[THE EXERCISE] Extract each line bearing the word "React".
## start RECORD EXTRACTS
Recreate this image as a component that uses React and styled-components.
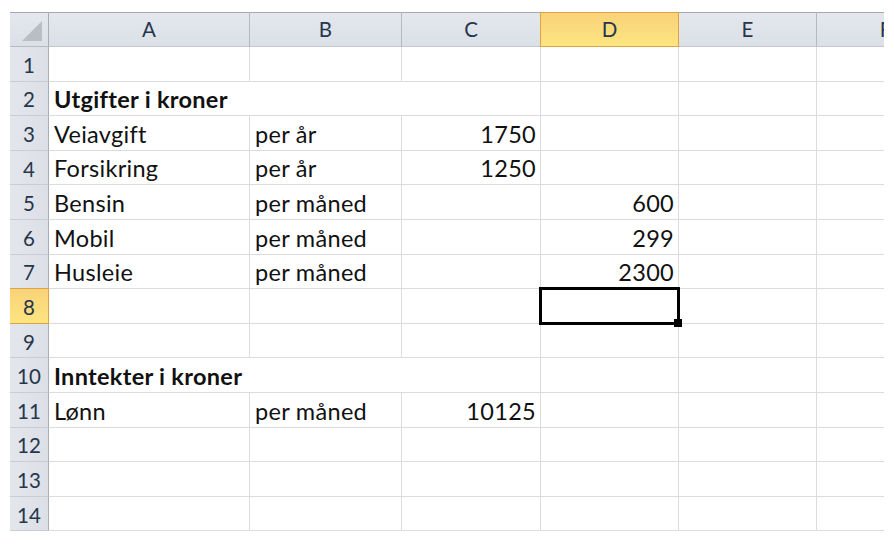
import React from 'react'
import styled, { createGlobalStyle } from 'styled-components'

const GlobalStyle = createGlobalStyle`
  html, body {
    margin: 0;
    padding: 0;
    background: #ffffff;
  }
  body {
    font-family: Lato, "Liberation Sans", sans-serif;
  }
`

const columns = ['A', 'B', 'C', 'D', 'E', 'F']
const selectedCol = 'D'
const selectedRow = 8

// row number -> cells keyed by column
const data = {
    2: { A: { text: 'Utgifter i kroner', bold: true, span: 3 } },
    3: { A: { text: 'Veiavgift' }, B: { text: 'per år' }, C: { text: '1750', num: true } },
    4: { A: { text: 'Forsikring' }, B: { text: 'per år' }, C: { text: '1250', num: true } },
    5: { A: { text: 'Bensin' }, B: { text: 'per måned' }, D: { text: '600', num: true } },
    6: { A: { text: 'Mobil' }, B: { text: 'per måned' }, D: { text: '299', num: true } },
    7: { A: { text: 'Husleie' }, B: { text: 'per måned' }, D: { text: '2300', num: true } },
    10: { A: { text: 'Inntekter i kroner', bold: true, span: 3 } },
    11: { A: { text: 'Lønn' }, B: { text: 'per måned' }, C: { text: '10125', num: true } },
}

function App() {
    const rows = Array.from({ length: 14 }, (_, i) => i + 1)

    return (
        <>
            <GlobalStyle />
            <Page>
                <Sheet>
                    <Corner>
                        <svg width="22" height="22" viewBox="0 0 22 22">
                            <polygon points="21,1 21,21 1,21" fill="#b9bec6" />
                        </svg>
                    </Corner>
                    {columns.map(c => (
                        <ColHeader key={c} active={c === selectedCol}>
                            <span>{c}</span>
                        </ColHeader>
                    ))}

                    {rows.map(r => {
                        const rowData = data[r] || {}
                        const out = [
                            <RowHeader key={'h' + r} active={r === selectedRow}>{r}</RowHeader>
                        ]
                        let skip = 0
                        columns.forEach(c => {
                            if (skip > 0) { skip--; return }
                            const cell = rowData[c]
                            const span = cell && cell.span ? cell.span : 1
                            skip = span - 1
                            out.push(
                                <Cell key={c + r} span={span} num={cell && cell.num} bold={cell && cell.bold}>
                                    {cell ? cell.text : ''}
                                    {c === selectedCol && r === selectedRow && (
                                        <Selection>
                                            <Handle />
                                        </Selection>
                                    )}
                                </Cell>
                            )
                        })
                        return out
                    })}
                </Sheet>
            </Page>
        </>
    )
}

export default App

const Page = styled.div`
    width: 894px;
    height: 544px;
    overflow: hidden;
    padding: 12px 0 0 10px;
    box-sizing: border-box;
`

const Sheet = styled.div`
    display: grid;
    grid-template-columns: 39px 201px 152px 139px 138px 138px 138px;
    grid-template-rows: 35px repeat(14, 34.6px);
    width: 874px;
    overflow: hidden;
`

const HeaderBase = styled.div`
    box-sizing: border-box;
    display: flex;
    align-items: center;
    justify-content: center;
    font-size: 20.5px;
    color: #26364c;
    background: linear-gradient(#e4e8ee, #dbdfe6);
`

const Corner = styled(HeaderBase)`
    border-top: 1px solid #a4a8b0;
    border-right: 1px solid #a9aeb6;
    border-bottom: 1px solid #b7bcc4;
    justify-content: flex-end;
    align-items: flex-end;
    padding: 0 5px 4px 0;
`

const ColHeader = styled(HeaderBase)`
    border-top: 1px solid ${p => p.active ? '#e0a341' : '#a4a8b0'};
    border-right: 1px solid ${p => p.active ? '#e0a341' : '#b4b9c1'};
    border-left: ${p => p.active ? '1px solid #e0a341' : 'none'};
    border-bottom: 1px solid ${p => p.active ? '#e0a341' : '#c2c6cd'};
    background: ${p => p.active ? 'linear-gradient(#f9d27a, #fde57f)' : 'linear-gradient(#e4e8ee, #dbdfe6)'};
    margin-left: ${p => p.active ? '-1px' : '0'};
    padding-bottom: 1px;

    span {
        white-space: nowrap;
    }
`

const RowHeader = styled(HeaderBase)`
    border-right: 1px solid ${p => p.active ? '#e0a341' : '#a9aeb6'};
    border-bottom: 1px solid ${p => p.active ? '#e0a341' : '#c8ccd3'};
    border-top: ${p => p.active ? '1px solid #e0a341' : 'none'};
    margin-top: ${p => p.active ? '-1px' : '0'};
    background: ${p => p.active ? 'linear-gradient(#f9d27a, #fde57f)' : 'linear-gradient(90deg, #e3e6ec, #dcdfe6)'};
    padding-top: 2px;
`

const Cell = styled.div`
    position: relative;
    box-sizing: border-box;
    grid-column: span ${p => p.span};
    border-right: 1px solid #dadcdf;
    border-bottom: 1px solid #dadcdf;
    display: flex;
    align-items: flex-end;
    justify-content: ${p => p.num ? 'flex-end' : 'flex-start'};
    padding: 0 4px 3px 5px;
    font-size: 23.5px;
    letter-spacing: 0.3px;
    line-height: 26px;
    font-weight: ${p => p.bold ? 700 : 400};
    color: #111111;
    white-space: nowrap;
`

const Selection = styled.div`
    position: absolute;
    z-index: 2;
    left: -2px;
    top: -2px;
    right: -2px;
    bottom: -2px;
    border: 3px solid #000000;
`

const Handle = styled.div`
    position: absolute;
    right: -5px;
    bottom: -5px;
    width: 8px;
    height: 8px;
    background: #000000;
`
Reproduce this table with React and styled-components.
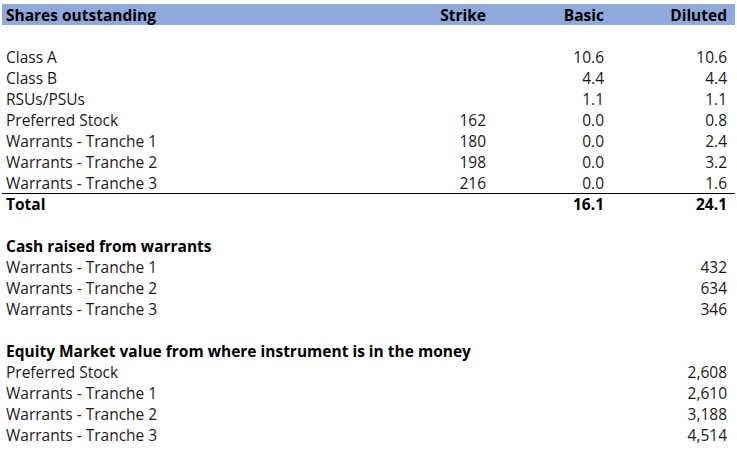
import React from "react";
import styled, { createGlobalStyle } from "styled-components";

const GlobalStyle = createGlobalStyle`
	body {
		margin: 0;
		background: #ffffff;
	}
`;

const Sheet = styled.div`
	margin: 4px 2px 0 2px;
	width: 733px;
	font-family: "Open Sans", "Liberation Sans", sans-serif;
	font-size: 15.5px;
	color: #1a1a1a;
`;

const Row = styled.div`
	box-sizing: border-box;
	display: grid;
	grid-template-columns: 398px 89px 118px 128px;
	height: 21px;
	line-height: ${(p) => (p.$ruled ? "20px" : "22px")};
	font-weight: ${(p) => (p.$bold ? 700 : 400)};
	background: ${(p) => (p.$head ? "#8ea9db" : "transparent")};
	border-top: ${(p) => (p.$ruled ? "1.5px solid #000" : "none")};
	color: ${(p) => (p.$bold ? "#000" : "#1a1a1a")};
	white-space: nowrap;
`;

const Label = styled.div`
	padding-left: 4px;
	overflow: visible;
`;

const Num = styled.div`
	text-align: right;
	padding-right: ${(p) => p.$pad || 3}px;
`;

const shares = [
	["Class A", "", "10.6", "10.6"],
	["Class B", "", "4.4", "4.4"],
	["RSUs/PSUs", "", "1.1", "1.1"],
	["Preferred Stock", "162", "0.0", "0.8"],
	["Warrants - Tranche 1", "180", "0.0", "2.4"],
	["Warrants - Tranche 2", "198", "0.0", "3.2"],
	["Warrants - Tranche 3", "216", "0.0", "1.6"],
];

const cash = [
	["Warrants - Tranche 1", "432"],
	["Warrants - Tranche 2", "634"],
	["Warrants - Tranche 3", "346"],
];

const equity = [
	["Preferred Stock", "2,608"],
	["Warrants - Tranche 1", "2,610"],
	["Warrants - Tranche 2", "3,188"],
	["Warrants - Tranche 3", "4,514"],
];

const Line = ({ cells, bold, head, ruled }) => (
	<Row $bold={bold} $head={head} $ruled={ruled}>
		<Label>{cells[0]}</Label>
		<Num>{cells[1]}</Num>
		<Num>{cells[2]}</Num>
		<Num $pad={8}>{cells[3]}</Num>
	</Row>
);

const App = () => {
	return (
		<>
			<GlobalStyle />
			<Sheet>
				<Line cells={["Shares outstanding", "Strike", "Basic", "Diluted"]} bold head />
				<Line cells={["", "", "", ""]} />
				{shares.map((r) => (
					<Line key={r[0]} cells={r} />
				))}
				<Line cells={["Total", "", "16.1", "24.1"]} bold ruled />
				<Line cells={["", "", "", ""]} />
				<Line cells={["Cash raised from warrants", "", "", ""]} bold />
				{cash.map((r) => (
					<Line key={r[0]} cells={[r[0], "", "", r[1]]} />
				))}
				<Line cells={["", "", "", ""]} />
				<Line cells={["Equity Market value from where instrument is in the money", "", "", ""]} bold />
				{equity.map((r) => (
					<Line key={r[0]} cells={[r[0], "", "", r[1]]} />
				))}
			</Sheet>
		</>
	);
};

export default App;
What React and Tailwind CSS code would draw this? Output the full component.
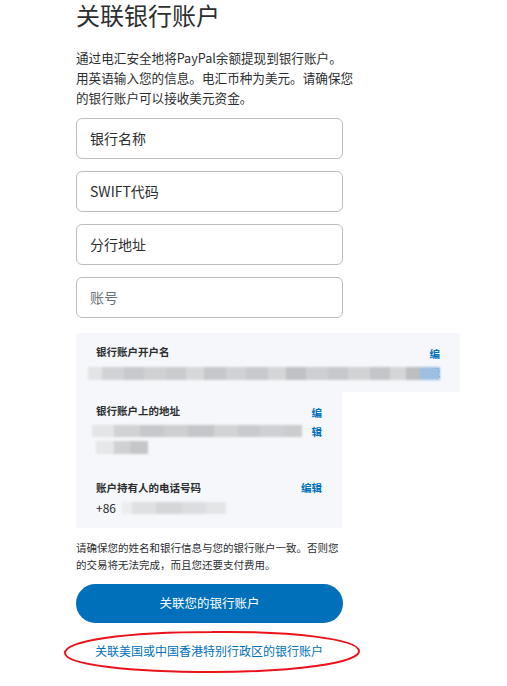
import React from 'react'

const font = { fontFamily: '"Noto Sans CJK SC", "Noto Sans", sans-serif' }

function BlurBar({ cells, className }) {
  return (
    <div className={`flex flex-none blur-[1.2px] ${className}`}>
      {cells.map(([w, c], i) => (
        <div key={i} style={{ width: w, backgroundColor: c }} className="h-full" />
      ))}
    </div>
  )
}

function Field({ label, muted }) {
  return (
    <div className="h-[41px] rounded-[6px] border border-[#b9bdc2] flex items-center px-[13px]">
      <span className={`text-[14px] ${muted ? 'text-[#6c7378]' : 'text-[#2c2e2f]'}`}>{label}</span>
    </div>
  )
}

const nameCells = [
  [14, '#e3e4e6'], [22, '#d2d3d6'], [20, '#c7c9cc'], [22, '#cfd1d3'], [20, '#c9cbce'], [18, '#d6d8da'],
  [22, '#c5c7ca'], [20, '#d0d2d5'], [22, '#c8c9cd'], [18, '#d5d6d8'], [20, '#bfc1c4'], [22, '#cdcfd2'],
  [20, '#c6c8cb'], [22, '#d1d3d5'], [20, '#c3c5c8'], [16, '#d4d6d8'], [14, '#bcbec1'], [20, '#9fbfe2'],
]
const addrCells = [
  [22, '#e4e5e7'], [26, '#d0d2d4'], [24, '#c6c8cb'], [24, '#cdcfd1'], [26, '#c4c6c9'], [24, '#d2d3d5'],
  [22, '#c8cacd'], [24, '#cfd0d3'], [18, '#cbccce'],
]

export default function App() {
  return (
    <div className="relative min-h-[686px] bg-white text-[#2c2e2f]" style={font}>
      <div className="ml-[76px] w-[267px] flex flex-col">
        <h1 className="text-[24px] leading-[32px] -mt-[1px] font-normal text-[#2c2e2f]">关联银行账户</h1>
        <p className="mt-[17px] text-[12.6px] leading-[20px] text-[#2c2e2f] whitespace-nowrap">
          <span className="block">通过电汇安全地将PayPal余额提现到银行账户。</span>
          <span className="block">用英语输入您的信息。电汇币种为美元。请确保您</span>
          <span className="block">的银行账户可以接收美元资金。</span>
        </p>
        <div className="mt-[10px] flex flex-col gap-[12px]">
          <Field label="银行名称" />
          <Field label="SWIFT代码" />
          <Field label="分行地址" />
          <Field label="账号" muted />
        </div>

        <div className="mt-[15px] w-[384px] h-[59px] bg-[#f5f7fa] flex px-[20px] overflow-hidden">
          <div className="flex-1 min-w-0 pt-[11px] flex flex-col">
            <span className="text-[10.5px] leading-[16px] font-bold">银行账户开户名</span>
            <BlurBar cells={nameCells} className="relative z-10 mt-[7px] -ml-[8px] w-[352px] h-[13px]" />
          </div>
          <div className="w-[10.5px] pt-[11px] text-[10.5px] leading-[19px] font-bold text-[#0070ba] break-all">编辑</div>
        </div>
        <div className="w-[266px] bg-[#f5f7fa] pl-[20px] pr-[20px] pb-[12px] flex flex-col">
          <div className="flex pt-[11px]">
            <div className="flex-1 flex flex-col">
              <span className="text-[10.5px] leading-[16px] font-bold">银行账户上的地址</span>
              <BlurBar cells={addrCells} className="mt-[6px] -ml-[4px] h-[12px]" />
              <BlurBar cells={[[18, '#e6e7e9'], [16, '#cfd1d3'], [18, '#c4c6c8']]} className="mt-[4px] h-[13px]" />
            </div>
            <div className="w-[10.5px] text-[10.5px] leading-[19px] font-bold text-[#0070ba] break-all">编辑</div>
          </div>
          <div className="flex mt-[26px]">
            <div className="flex-1 flex flex-col">
              <span className="text-[10.5px] leading-[16px] font-bold">账户持有人的电话号码</span>
              <div className="mt-[4px] flex items-center">
                <span className="text-[12px] leading-[16px]">+86</span>
                <BlurBar cells={[[10, '#ecedef'], [24, '#dfe0e2'], [26, '#d4d6d8'], [24, '#dcdde0'], [20, '#e4e5e7']]} className="ml-[6px] h-[12px]" />
              </div>
            </div>
            <span className="text-[10.5px] leading-[16px] font-bold text-[#0070ba]">编辑</span>
          </div>
        </div>

        <p className="mt-[11px] text-[10.5px] leading-[17px] text-[#2c2e2f] whitespace-nowrap">
          <span className="block">请确保您的姓名和银行信息与您的银行账户一致。否则您</span>
          <span className="block">的交易将无法完成，而且您还要支付费用。</span>
        </p>
        <button className="mt-[11px] h-[39px] rounded-full bg-[#0070ba] text-white text-[12.5px]">关联您的银行账户</button>
        <a className="mt-[20px] ml-[19px] text-[12px] leading-[16px] text-[#0070ba] whitespace-nowrap">关联美国或中国香港特别行政区的银行账户</a>
      </div>

      <svg className="absolute left-[62px] top-[629px]" width="300" height="46" viewBox="0 0 300 46">
        <path
          d="M150 3 C 230 2, 296 10, 297 22 C 298 34, 230 43, 150 43 C 70 43, 3 36, 3 24 C 3 12, 60 3, 152 3"
          fill="none"
          stroke="#e8131b"
          strokeWidth="2"
        />
      </svg>
    </div>
  )
}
## end RECORD EXTRACTS
[WRITTEN RESPONSE]
Recreate this image as a component that uses React and styled-components.
import React from 'react'
Reproduce this table with React and styled-components.
import React from "react";
What React and Tailwind CSS code would draw this? Output the full component.
import React from 'react'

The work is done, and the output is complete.